Dengan dikuasainya lahan itu, akses warga menuju hutan terhambat. Padahal, hutan salah satu sumber penghidupan bagi warga, karena terdapat hasil hutan yang biasa diambil warga untuk memenuhi kebutuhan hidupnya. Misalnya madu, rotan dan lainnya. “Hal tersebut sudah berkurang dan di beberapa tempat, tertutup,” ujar Ali kepada hukumonline lewat telepon, Senin (4/6).
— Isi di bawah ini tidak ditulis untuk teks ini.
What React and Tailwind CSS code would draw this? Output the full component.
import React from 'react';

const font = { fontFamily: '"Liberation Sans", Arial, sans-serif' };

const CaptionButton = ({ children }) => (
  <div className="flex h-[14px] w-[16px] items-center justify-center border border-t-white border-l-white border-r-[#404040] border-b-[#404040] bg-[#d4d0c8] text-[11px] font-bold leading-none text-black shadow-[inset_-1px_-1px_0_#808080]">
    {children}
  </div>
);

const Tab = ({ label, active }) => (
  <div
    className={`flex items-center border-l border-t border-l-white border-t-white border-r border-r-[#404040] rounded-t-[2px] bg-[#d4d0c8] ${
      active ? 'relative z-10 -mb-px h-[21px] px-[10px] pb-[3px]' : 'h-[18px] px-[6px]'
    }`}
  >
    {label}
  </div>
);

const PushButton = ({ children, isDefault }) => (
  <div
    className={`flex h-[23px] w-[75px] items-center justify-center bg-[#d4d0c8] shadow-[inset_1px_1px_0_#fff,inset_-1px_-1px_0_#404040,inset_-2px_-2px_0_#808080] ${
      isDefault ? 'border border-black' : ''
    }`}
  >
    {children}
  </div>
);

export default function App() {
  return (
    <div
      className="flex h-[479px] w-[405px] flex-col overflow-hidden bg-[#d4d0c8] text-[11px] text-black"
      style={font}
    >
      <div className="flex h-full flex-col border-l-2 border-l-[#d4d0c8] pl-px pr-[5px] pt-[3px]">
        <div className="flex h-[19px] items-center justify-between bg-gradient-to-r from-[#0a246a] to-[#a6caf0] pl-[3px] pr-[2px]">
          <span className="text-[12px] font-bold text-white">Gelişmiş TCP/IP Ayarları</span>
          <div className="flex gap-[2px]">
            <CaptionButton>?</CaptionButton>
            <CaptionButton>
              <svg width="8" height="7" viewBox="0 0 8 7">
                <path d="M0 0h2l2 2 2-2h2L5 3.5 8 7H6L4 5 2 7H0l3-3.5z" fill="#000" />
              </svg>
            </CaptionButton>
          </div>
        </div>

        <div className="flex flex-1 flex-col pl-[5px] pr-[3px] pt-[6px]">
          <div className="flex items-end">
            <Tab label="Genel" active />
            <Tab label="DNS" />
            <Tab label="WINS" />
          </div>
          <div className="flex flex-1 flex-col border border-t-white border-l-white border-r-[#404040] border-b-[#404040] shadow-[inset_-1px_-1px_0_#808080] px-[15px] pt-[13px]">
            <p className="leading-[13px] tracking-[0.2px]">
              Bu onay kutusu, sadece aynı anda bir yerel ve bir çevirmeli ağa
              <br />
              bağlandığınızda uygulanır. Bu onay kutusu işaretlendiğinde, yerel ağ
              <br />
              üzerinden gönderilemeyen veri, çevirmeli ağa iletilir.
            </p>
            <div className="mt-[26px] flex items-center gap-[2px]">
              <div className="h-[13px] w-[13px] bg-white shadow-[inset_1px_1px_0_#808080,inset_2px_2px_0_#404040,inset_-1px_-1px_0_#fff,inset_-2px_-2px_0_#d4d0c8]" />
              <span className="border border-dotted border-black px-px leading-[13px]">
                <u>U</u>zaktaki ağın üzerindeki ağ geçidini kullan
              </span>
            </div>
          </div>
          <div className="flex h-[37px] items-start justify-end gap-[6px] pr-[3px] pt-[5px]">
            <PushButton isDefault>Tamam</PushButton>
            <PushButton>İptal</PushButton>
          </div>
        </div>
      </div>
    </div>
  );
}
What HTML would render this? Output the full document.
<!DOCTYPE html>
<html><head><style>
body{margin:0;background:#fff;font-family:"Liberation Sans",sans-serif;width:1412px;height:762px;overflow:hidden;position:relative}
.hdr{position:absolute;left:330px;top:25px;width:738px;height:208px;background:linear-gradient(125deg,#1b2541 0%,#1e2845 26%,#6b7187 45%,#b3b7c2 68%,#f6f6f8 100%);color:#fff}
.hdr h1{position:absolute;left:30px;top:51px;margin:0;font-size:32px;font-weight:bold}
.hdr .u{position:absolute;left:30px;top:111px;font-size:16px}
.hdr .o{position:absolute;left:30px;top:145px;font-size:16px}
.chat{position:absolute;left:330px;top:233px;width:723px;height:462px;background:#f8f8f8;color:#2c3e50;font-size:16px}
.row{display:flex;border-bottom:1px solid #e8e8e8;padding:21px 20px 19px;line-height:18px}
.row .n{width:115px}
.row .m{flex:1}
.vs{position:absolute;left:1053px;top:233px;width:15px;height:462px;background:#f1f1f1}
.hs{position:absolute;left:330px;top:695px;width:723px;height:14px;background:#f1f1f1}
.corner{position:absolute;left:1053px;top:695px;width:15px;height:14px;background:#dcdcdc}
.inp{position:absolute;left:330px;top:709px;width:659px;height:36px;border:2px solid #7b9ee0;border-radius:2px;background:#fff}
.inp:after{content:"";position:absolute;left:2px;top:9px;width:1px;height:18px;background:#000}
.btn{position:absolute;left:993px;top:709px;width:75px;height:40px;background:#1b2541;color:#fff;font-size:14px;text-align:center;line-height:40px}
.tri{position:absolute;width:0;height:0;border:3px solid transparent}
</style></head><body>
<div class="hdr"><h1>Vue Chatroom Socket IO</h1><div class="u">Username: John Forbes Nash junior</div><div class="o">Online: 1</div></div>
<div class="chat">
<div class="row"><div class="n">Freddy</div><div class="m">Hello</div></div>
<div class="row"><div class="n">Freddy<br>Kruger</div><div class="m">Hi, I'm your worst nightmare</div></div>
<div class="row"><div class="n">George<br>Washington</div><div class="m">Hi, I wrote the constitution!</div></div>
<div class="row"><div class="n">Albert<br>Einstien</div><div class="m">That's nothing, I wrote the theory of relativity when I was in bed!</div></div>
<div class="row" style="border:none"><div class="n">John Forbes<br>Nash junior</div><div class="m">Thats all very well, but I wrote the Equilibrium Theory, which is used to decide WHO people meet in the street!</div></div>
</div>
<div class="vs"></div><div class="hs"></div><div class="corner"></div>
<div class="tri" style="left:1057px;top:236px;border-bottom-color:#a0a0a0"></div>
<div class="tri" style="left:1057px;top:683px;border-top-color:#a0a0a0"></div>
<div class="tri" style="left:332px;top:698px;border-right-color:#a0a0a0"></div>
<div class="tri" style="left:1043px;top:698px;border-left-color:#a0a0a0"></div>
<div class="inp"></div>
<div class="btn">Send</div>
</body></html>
Mengingat terdapat kerusakan lingkungan, Ali menjelaskan dalam peraturan perundang-undangan yang ada, PT NNT berkewajiban untuk menjaga kelestarian alam dan lingkungan. Yaitu dengan rehabilitasi dan konservasi. Sayangnya, uang yang seharusnya digunakan untuk pemeliharaan lingkungan itu malah dipakai PT NNT untuk melakukan manajemen konflik di tengah masyarakat. Akibatnya, program konservasi dan rehabilitasi lingkungan tidak berjalan maksimal.

Oleh karenanya, Ali berpendapat bahwa perusakan lingkungan yang diakibatkan oleh sistem tambang terbuka yang dilakukan PT NNT berpotensi semakin berdampak besar. Karena mekanisme pemulihan lingkungan tidak bersandar pada audit lingkungan terhadap daya tampung dan dukungannya.
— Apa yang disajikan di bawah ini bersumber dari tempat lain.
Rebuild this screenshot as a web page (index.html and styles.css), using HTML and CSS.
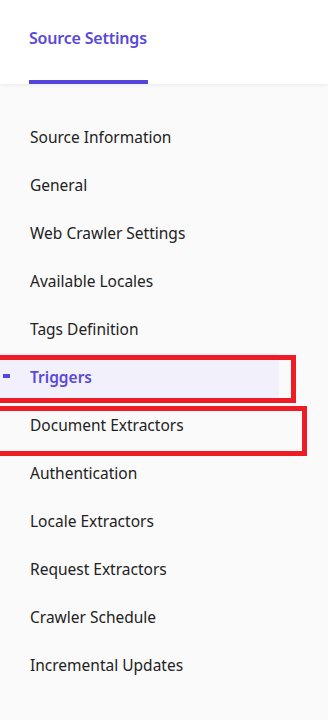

Kondisi itu, menurut Ali, akan semakin meluas karena terdapat forum yang terdiri dari berbagai pihak, termasuk pemerintah daerah (Pemda) dan PT NNT. Forum bernama komisi kerja eksplorasi (KKE) itu, menurut Ali, akan membahas masalah eksplorasi yang dilakukan PT NNT.
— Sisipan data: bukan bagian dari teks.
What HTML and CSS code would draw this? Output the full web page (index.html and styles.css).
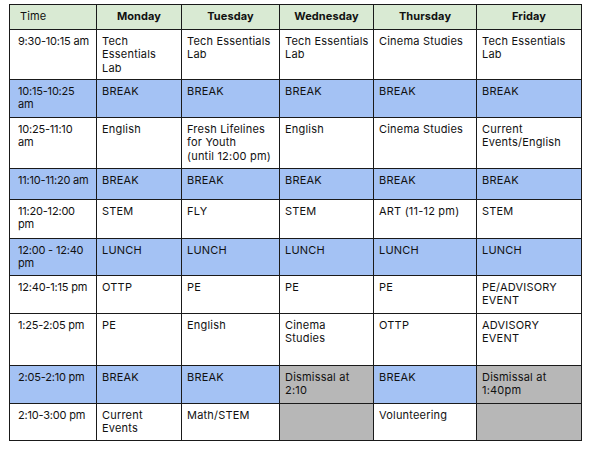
FILE: index.html
```html
<!DOCTYPE html>
<html>
<head>
<meta charset="utf-8">
<link rel="stylesheet" href="styles.css">
</head>
<body>
<div class="page">
<table class="sched">
<colgroup>
<col class="c-time"><col class="c-mon"><col class="c-tue"><col class="c-wed"><col class="c-thu"><col class="c-fri">
</colgroup>
<thead>
<tr class="r-head">
<th class="time-h">Time</th><th>Monday</th><th>Tuesday</th><th>Wednesday</th><th>Thursday</th><th>Friday</th>
</tr>
</thead>
<tbody>
<tr class="h50"><td class="t">9:30-10:15 am</td><td>Tech<br>Essentials<br>Lab</td><td>Tech Essentials<br>Lab</td><td>Tech Essentials<br>Lab</td><td>Cinema Studies</td><td>Tech Essentials<br>Lab</td></tr>
<tr class="brk h38"><td class="t">10:15-10:25<br>am</td><td>BREAK</td><td>BREAK</td><td>BREAK</td><td>BREAK</td><td>BREAK</td></tr>
<tr class="h51"><td class="t">10:25-11:10<br>am</td><td>English</td><td>Fresh Lifelines<br>for Youth<br>(until 12:00 pm)</td><td>English</td><td>Cinema Studies</td><td>Current<br>Events/English</td></tr>
<tr class="brk h31"><td class="t">11:10-11:20 am</td><td>BREAK</td><td>BREAK</td><td>BREAK</td><td>BREAK</td><td>BREAK</td></tr>
<tr class="h39"><td class="t">11:20-12:00<br>pm</td><td>STEM</td><td>FLY</td><td>STEM</td><td>ART (11-12 pm)</td><td>STEM</td></tr>
<tr class="brk h37"><td class="t">12:00 - 12:40<br>pm</td><td>LUNCH</td><td>LUNCH</td><td>LUNCH</td><td>LUNCH</td><td>LUNCH</td></tr>
<tr class="h38"><td class="t">12:40-1:15 pm</td><td>OTTP</td><td>PE</td><td>PE</td><td>PE</td><td>PE/ADVISORY<br>EVENT</td></tr>
<tr class="h52"><td class="t">1:25-2:05 pm</td><td>PE</td><td>English</td><td>Cinema<br>Studies</td><td>OTTP</td><td>ADVISORY<br>EVENT</td></tr>
<tr class="brk h38"><td class="t">2:05-2:10 pm</td><td>BREAK</td><td>BREAK</td><td class="gray">Dismissal at<br>2:10</td><td>BREAK</td><td class="gray">Dismissal at<br>1:40pm</td></tr>
<tr class="h37"><td class="t">2:10-3:00 pm</td><td>Current<br>Events</td><td>Math/STEM</td><td class="gray"></td><td class="white">Volunteering</td><td class="gray"></td></tr>
</tbody>
</table>
</div>
</body>
</html>
```

FILE: styles.css
```css
html, body {
  margin: 0;
  padding: 0;
  background: #ffffff;
}
.page {
  padding: 4px 9px 0 9px;
}
.sched {
  border-collapse: collapse;
  table-layout: fixed;
  width: 572px;
  font-family: Inter, "Open Sans", sans-serif;
  font-size: 11px;
  line-height: 13.4px;
  color: #111111;
}
.c-time { width: 87px; }
.c-mon { width: 85px; }
.c-tue { width: 98px; }
.c-wed { width: 94px; }
.c-thu { width: 103px; }
.c-fri { width: 105px; }
.sched th, .sched td {
  border: 1px solid #1a1a1a;
  padding: 5px 5px 2px 5px;
  vertical-align: top;
  text-align: left;
  box-sizing: border-box;
  white-space: nowrap;
  letter-spacing: 0.2px;
}
.sched td.t {
  padding-left: 8px;
  letter-spacing: -0.2px;
}
.r-head { height: 25px; background: #d9ead3; }
.sched th {
  vertical-align: middle;
  text-align: center;
  font-weight: 700;
  padding: 0 5px;
  letter-spacing: 0.1px;
}
.sched th.time-h {
  text-align: left;
  font-weight: 400;
  padding-left: 10px;
}
.brk { background: #a4c2f4; }
.gray { background: #b7b7b7; }
.white { background: #ffffff; }
.h31 { height: 31px; }
.h37 { height: 37px; }
.h38 { height: 38px; }
.h39 { height: 39px; }
.h50 { height: 50px; }
.h51 { height: 51px; }
.h52 { height: 52px; }
```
Ali melihat KKE sebagai kepanjangan tangan dari PT NNT untuk memperluas lahan tambangnya di KSB. Sehingga ada legitimasi bagi PT NNT dalam melakukan perluasan tambang. Forum tersebut menurut Ali dibiayai oleh PT NNT, sehingga dia menduga terdapat proses gratifikasi di sana.

Selain itu, Ali mengingatkan bahwa pemerintah seharusnya mampu menghitung berapa sumber daya alam (SDA) yang sudah dikeruk PT NNT. Jika pemerintah mampu menjawab persoalan itu maka terdapat potensi saham yang dapat dimiliki oleh pemerintah dari PT NNT. Yaitu dengan mengkonversi nilai SDA yang sudah dikeruk menjadi saham pemerintah di PT NNT.